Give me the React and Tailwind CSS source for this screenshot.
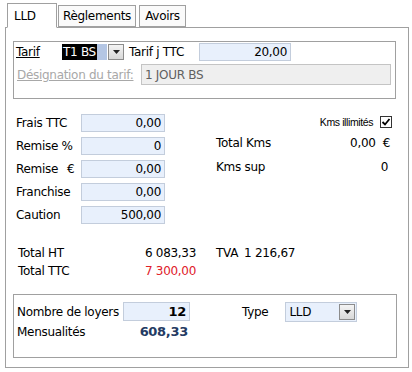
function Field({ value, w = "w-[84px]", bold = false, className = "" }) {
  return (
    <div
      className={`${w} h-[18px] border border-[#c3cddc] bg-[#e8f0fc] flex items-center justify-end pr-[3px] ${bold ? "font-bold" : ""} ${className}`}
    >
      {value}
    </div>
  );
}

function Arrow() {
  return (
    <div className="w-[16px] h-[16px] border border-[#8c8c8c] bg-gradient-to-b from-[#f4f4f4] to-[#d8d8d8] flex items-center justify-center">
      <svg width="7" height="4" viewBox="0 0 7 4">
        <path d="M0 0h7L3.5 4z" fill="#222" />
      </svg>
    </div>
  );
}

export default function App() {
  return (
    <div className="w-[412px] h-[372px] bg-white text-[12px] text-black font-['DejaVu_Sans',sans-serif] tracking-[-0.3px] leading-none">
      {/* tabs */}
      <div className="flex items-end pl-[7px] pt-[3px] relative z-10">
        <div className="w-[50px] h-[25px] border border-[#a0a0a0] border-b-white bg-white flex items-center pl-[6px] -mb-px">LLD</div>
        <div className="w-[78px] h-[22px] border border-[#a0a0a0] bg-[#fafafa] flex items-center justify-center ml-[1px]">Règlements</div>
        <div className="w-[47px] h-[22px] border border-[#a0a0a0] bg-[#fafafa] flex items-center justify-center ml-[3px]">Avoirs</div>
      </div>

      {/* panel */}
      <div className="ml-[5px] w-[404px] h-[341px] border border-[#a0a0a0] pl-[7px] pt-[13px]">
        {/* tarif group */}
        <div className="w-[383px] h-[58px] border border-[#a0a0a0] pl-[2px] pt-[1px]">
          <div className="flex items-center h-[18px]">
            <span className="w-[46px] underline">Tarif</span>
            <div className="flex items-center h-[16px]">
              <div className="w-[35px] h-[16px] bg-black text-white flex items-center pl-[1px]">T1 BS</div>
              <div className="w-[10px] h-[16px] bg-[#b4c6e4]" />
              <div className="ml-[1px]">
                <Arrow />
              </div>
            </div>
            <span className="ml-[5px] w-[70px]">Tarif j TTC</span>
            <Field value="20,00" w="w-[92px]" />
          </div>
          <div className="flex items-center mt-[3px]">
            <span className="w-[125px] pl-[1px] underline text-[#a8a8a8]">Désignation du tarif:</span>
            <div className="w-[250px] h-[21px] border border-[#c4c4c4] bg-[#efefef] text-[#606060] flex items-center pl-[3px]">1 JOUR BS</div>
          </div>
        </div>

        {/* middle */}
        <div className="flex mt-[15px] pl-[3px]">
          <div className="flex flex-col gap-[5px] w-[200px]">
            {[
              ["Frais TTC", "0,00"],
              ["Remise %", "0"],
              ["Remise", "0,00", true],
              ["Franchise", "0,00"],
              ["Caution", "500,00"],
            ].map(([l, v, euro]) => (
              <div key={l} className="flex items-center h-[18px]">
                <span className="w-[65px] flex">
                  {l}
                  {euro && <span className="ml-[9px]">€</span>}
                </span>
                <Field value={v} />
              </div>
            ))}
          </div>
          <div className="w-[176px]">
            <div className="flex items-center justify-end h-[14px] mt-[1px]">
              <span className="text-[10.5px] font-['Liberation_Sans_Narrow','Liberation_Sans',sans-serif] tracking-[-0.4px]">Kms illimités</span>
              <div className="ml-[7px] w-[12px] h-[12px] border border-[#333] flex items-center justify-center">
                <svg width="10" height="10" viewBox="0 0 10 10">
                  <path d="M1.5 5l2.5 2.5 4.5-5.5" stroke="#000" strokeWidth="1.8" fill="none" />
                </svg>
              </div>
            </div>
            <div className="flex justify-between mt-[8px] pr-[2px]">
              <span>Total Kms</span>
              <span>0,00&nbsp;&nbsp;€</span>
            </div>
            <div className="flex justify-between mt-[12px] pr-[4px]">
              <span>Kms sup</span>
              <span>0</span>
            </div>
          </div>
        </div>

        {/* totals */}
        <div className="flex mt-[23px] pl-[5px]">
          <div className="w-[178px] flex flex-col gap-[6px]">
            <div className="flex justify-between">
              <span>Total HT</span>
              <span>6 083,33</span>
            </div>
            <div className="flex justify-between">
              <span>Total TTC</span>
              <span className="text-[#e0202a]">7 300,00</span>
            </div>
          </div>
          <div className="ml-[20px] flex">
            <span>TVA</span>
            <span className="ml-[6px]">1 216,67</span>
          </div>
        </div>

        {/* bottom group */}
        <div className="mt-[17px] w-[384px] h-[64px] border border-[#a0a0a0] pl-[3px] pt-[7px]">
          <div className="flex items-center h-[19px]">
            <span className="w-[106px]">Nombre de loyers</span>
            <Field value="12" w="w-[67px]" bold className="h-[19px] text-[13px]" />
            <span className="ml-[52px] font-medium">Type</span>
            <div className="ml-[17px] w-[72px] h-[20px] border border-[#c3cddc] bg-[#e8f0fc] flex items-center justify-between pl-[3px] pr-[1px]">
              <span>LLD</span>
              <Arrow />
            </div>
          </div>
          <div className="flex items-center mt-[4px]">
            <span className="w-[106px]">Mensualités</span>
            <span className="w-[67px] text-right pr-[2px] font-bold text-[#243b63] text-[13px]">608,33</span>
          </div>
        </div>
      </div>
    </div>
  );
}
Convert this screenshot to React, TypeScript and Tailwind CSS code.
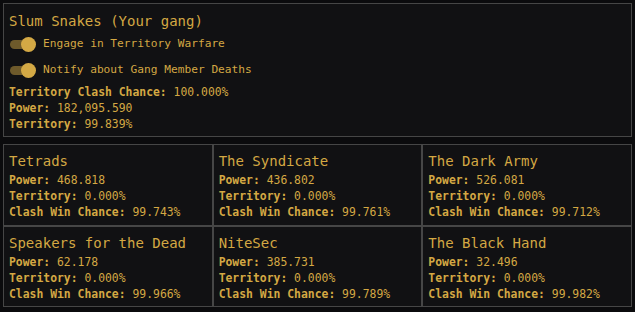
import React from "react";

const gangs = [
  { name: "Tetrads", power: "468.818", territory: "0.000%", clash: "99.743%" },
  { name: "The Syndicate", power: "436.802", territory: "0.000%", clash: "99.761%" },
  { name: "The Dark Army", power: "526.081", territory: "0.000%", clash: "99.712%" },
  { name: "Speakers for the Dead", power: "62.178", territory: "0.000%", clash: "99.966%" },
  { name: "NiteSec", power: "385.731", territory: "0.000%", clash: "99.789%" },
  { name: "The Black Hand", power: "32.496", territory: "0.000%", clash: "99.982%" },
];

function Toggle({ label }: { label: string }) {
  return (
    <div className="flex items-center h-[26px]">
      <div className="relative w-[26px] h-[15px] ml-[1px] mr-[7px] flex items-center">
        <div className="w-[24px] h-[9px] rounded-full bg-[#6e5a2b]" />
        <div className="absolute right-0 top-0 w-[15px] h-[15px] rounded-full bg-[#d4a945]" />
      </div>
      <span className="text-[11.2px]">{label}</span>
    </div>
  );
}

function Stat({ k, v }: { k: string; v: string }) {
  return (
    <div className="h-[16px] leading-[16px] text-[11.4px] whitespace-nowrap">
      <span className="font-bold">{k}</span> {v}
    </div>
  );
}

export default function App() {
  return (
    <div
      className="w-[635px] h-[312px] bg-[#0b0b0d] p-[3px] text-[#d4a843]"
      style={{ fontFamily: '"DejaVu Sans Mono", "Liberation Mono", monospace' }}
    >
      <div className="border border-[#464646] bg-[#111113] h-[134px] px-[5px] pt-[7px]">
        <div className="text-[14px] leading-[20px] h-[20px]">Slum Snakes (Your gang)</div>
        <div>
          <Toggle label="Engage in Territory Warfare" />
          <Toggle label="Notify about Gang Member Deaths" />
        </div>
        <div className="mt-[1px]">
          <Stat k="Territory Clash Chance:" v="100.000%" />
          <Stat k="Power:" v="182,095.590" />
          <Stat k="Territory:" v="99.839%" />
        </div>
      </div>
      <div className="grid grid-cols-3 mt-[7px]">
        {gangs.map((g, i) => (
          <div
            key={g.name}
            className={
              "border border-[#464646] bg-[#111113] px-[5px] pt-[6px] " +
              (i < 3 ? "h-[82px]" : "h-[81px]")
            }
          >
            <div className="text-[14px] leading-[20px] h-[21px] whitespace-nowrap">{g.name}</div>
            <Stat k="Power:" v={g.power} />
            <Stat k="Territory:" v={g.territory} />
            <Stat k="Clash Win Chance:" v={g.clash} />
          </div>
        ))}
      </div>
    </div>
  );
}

### SET PROBLEM
Reproduce exactly, and only, the lines from the one containing "Convert this screenshot" through the one containing "import React from", including both; leave out any pictures.

### CORRECT RESULT
Convert this screenshot to React, TypeScript and Tailwind CSS code.
import React from "react";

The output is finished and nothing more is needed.